Only the pictures are to be left out; set down the rest of the records exactly.
┌────────
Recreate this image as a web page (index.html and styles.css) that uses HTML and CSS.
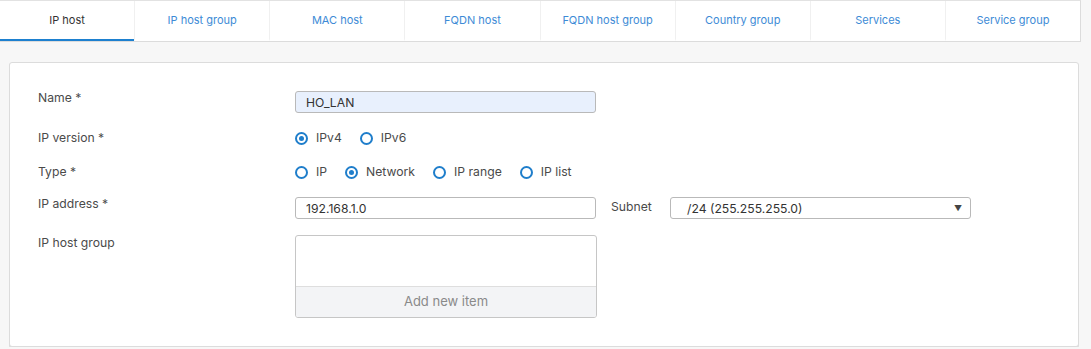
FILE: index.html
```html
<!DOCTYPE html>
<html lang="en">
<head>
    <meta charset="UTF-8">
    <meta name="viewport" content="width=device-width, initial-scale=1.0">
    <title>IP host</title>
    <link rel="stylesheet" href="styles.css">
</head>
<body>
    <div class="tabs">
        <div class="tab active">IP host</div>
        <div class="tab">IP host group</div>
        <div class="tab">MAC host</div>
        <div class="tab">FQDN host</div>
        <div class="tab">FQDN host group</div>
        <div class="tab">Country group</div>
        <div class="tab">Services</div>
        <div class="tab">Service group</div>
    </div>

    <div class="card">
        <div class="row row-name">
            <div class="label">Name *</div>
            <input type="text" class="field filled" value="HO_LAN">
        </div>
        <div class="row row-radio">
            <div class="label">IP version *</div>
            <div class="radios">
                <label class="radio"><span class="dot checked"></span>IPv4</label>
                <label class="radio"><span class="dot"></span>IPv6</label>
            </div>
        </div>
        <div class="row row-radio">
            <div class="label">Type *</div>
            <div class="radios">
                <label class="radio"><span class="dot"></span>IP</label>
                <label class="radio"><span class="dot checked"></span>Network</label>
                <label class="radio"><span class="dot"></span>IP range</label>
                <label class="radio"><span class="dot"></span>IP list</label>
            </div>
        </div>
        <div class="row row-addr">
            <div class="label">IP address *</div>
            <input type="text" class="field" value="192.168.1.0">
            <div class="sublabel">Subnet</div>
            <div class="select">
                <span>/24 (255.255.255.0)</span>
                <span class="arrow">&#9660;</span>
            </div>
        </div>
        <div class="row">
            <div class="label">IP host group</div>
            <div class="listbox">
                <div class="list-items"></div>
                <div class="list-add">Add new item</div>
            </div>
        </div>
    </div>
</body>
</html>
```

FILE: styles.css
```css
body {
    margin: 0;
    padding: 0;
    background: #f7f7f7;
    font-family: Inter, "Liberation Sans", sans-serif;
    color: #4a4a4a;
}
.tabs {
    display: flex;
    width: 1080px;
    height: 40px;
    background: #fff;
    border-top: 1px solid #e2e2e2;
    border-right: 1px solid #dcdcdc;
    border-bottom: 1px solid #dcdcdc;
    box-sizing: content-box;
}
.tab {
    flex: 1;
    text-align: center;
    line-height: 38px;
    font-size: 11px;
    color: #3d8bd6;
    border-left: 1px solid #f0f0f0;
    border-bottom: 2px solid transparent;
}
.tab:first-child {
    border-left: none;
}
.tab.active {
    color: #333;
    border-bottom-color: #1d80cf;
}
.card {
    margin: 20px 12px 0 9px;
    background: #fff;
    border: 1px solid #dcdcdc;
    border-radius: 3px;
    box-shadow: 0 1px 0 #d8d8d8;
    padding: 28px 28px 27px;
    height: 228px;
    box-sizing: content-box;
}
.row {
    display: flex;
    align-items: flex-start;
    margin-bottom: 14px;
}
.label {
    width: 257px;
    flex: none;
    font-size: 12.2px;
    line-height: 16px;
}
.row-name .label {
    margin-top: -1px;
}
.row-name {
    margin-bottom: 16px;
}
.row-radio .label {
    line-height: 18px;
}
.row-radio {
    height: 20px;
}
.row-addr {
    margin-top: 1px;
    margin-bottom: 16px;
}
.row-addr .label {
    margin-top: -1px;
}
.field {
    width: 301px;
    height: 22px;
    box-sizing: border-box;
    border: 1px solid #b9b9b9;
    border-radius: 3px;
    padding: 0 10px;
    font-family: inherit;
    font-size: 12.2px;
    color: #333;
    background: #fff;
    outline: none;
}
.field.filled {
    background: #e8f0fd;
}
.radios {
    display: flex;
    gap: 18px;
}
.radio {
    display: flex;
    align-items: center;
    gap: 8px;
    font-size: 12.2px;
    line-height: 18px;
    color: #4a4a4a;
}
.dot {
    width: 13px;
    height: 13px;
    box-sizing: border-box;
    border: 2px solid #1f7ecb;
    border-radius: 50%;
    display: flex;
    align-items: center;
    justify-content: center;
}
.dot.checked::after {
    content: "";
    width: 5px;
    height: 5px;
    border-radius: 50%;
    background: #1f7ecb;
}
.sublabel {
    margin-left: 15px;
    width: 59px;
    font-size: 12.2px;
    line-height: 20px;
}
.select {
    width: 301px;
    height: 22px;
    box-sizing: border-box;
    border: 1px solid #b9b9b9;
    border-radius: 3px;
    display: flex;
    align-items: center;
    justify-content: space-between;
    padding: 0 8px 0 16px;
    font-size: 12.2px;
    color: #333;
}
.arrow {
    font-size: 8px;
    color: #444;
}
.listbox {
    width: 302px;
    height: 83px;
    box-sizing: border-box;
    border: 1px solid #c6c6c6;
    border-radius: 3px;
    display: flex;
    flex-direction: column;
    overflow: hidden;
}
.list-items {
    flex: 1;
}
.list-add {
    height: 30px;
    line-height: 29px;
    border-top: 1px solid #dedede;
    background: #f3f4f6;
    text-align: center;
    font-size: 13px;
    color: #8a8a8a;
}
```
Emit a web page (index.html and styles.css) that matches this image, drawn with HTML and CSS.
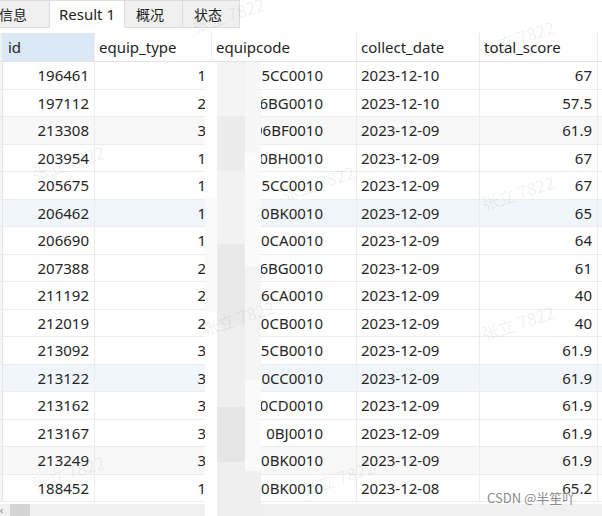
└────────
Final result =
Recreate this image as a web page (index.html and styles.css) that uses HTML and CSS.
FILE: index.html
```html
<!DOCTYPE html>
<html lang="en">
<head>
    <meta charset="UTF-8">
    <meta name="viewport" content="width=device-width, initial-scale=1.0">
    <title>IP host</title>
    <link rel="stylesheet" href="styles.css">
</head>
<body>
    <div class="tabs">
        <div class="tab active">IP host</div>
        <div class="tab">IP host group</div>
        <div class="tab">MAC host</div>
        <div class="tab">FQDN host</div>
        <div class="tab">FQDN host group</div>
        <div class="tab">Country group</div>
        <div class="tab">Services</div>
        <div class="tab">Service group</div>
    </div>

    <div class="card">
        <div class="row row-name">
            <div class="label">Name *</div>
            <input type="text" class="field filled" value="HO_LAN">
        </div>
        <div class="row row-radio">
            <div class="label">IP version *</div>
            <div class="radios">
                <label class="radio"><span class="dot checked"></span>IPv4</label>
                <label class="radio"><span class="dot"></span>IPv6</label>
            </div>
        </div>
        <div class="row row-radio">
            <div class="label">Type *</div>
            <div class="radios">
                <label class="radio"><span class="dot"></span>IP</label>
                <label class="radio"><span class="dot checked"></span>Network</label>
                <label class="radio"><span class="dot"></span>IP range</label>
                <label class="radio"><span class="dot"></span>IP list</label>
            </div>
        </div>
        <div class="row row-addr">
            <div class="label">IP address *</div>
            <input type="text" class="field" value="192.168.1.0">
            <div class="sublabel">Subnet</div>
            <div class="select">
                <span>/24 (255.255.255.0)</span>
                <span class="arrow">&#9660;</span>
            </div>
        </div>
        <div class="row">
            <div class="label">IP host group</div>
            <div class="listbox">
                <div class="list-items"></div>
                <div class="list-add">Add new item</div>
            </div>
        </div>
    </div>
</body>
</html>
```

FILE: styles.css
```css
body {
    margin: 0;
    padding: 0;
    background: #f7f7f7;
    font-family: Inter, "Liberation Sans", sans-serif;
    color: #4a4a4a;
}
.tabs {
    display: flex;
    width: 1080px;
    height: 40px;
    background: #fff;
    border-top: 1px solid #e2e2e2;
    border-right: 1px solid #dcdcdc;
    border-bottom: 1px solid #dcdcdc;
    box-sizing: content-box;
}
.tab {
    flex: 1;
    text-align: center;
    line-height: 38px;
    font-size: 11px;
    color: #3d8bd6;
    border-left: 1px solid #f0f0f0;
    border-bottom: 2px solid transparent;
}
.tab:first-child {
    border-left: none;
}
.tab.active {
    color: #333;
    border-bottom-color: #1d80cf;
}
.card {
    margin: 20px 12px 0 9px;
    background: #fff;
    border: 1px solid #dcdcdc;
    border-radius: 3px;
    box-shadow: 0 1px 0 #d8d8d8;
    padding: 28px 28px 27px;
    height: 228px;
    box-sizing: content-box;
}
.row {
    display: flex;
    align-items: flex-start;
    margin-bottom: 14px;
}
.label {
    width: 257px;
    flex: none;
    font-size: 12.2px;
    line-height: 16px;
}
.row-name .label {
    margin-top: -1px;
}
.row-name {
    margin-bottom: 16px;
}
.row-radio .label {
    line-height: 18px;
}
.row-radio {
    height: 20px;
}
.row-addr {
    margin-top: 1px;
    margin-bottom: 16px;
}
.row-addr .label {
    margin-top: -1px;
}
.field {
    width: 301px;
    height: 22px;
    box-sizing: border-box;
    border: 1px solid #b9b9b9;
    border-radius: 3px;
    padding: 0 10px;
    font-family: inherit;
    font-size: 12.2px;
    color: #333;
    background: #fff;
    outline: none;
}
.field.filled {
    background: #e8f0fd;
}
.radios {
    display: flex;
    gap: 18px;
}
.radio {
    display: flex;
    align-items: center;
    gap: 8px;
    font-size: 12.2px;
    line-height: 18px;
    color: #4a4a4a;
}
.dot {
    width: 13px;
    height: 13px;
    box-sizing: border-box;
    border: 2px solid #1f7ecb;
    border-radius: 50%;
    display: flex;
    align-items: center;
    justify-content: center;
}
.dot.checked::after {
    content: "";
    width: 5px;
    height: 5px;
    border-radius: 50%;
    background: #1f7ecb;
}
.sublabel {
    margin-left: 15px;
    width: 59px;
    font-size: 12.2px;
    line-height: 20px;
}
.select {
    width: 301px;
    height: 22px;
    box-sizing: border-box;
    border: 1px solid #b9b9b9;
    border-radius: 3px;
    display: flex;
    align-items: center;
    justify-content: space-between;
    padding: 0 8px 0 16px;
    font-size: 12.2px;
    color: #333;
}
.arrow {
    font-size: 8px;
    color: #444;
}
.listbox {
    width: 302px;
    height: 83px;
    box-sizing: border-box;
    border: 1px solid #c6c6c6;
    border-radius: 3px;
    display: flex;
    flex-direction: column;
    overflow: hidden;
}
.list-items {
    flex: 1;
}
.list-add {
    height: 30px;
    line-height: 29px;
    border-top: 1px solid #dedede;
    background: #f3f4f6;
    text-align: center;
    font-size: 13px;
    color: #8a8a8a;
}
```
Emit a web page (index.html and styles.css) that matches this image, drawn with HTML and CSS.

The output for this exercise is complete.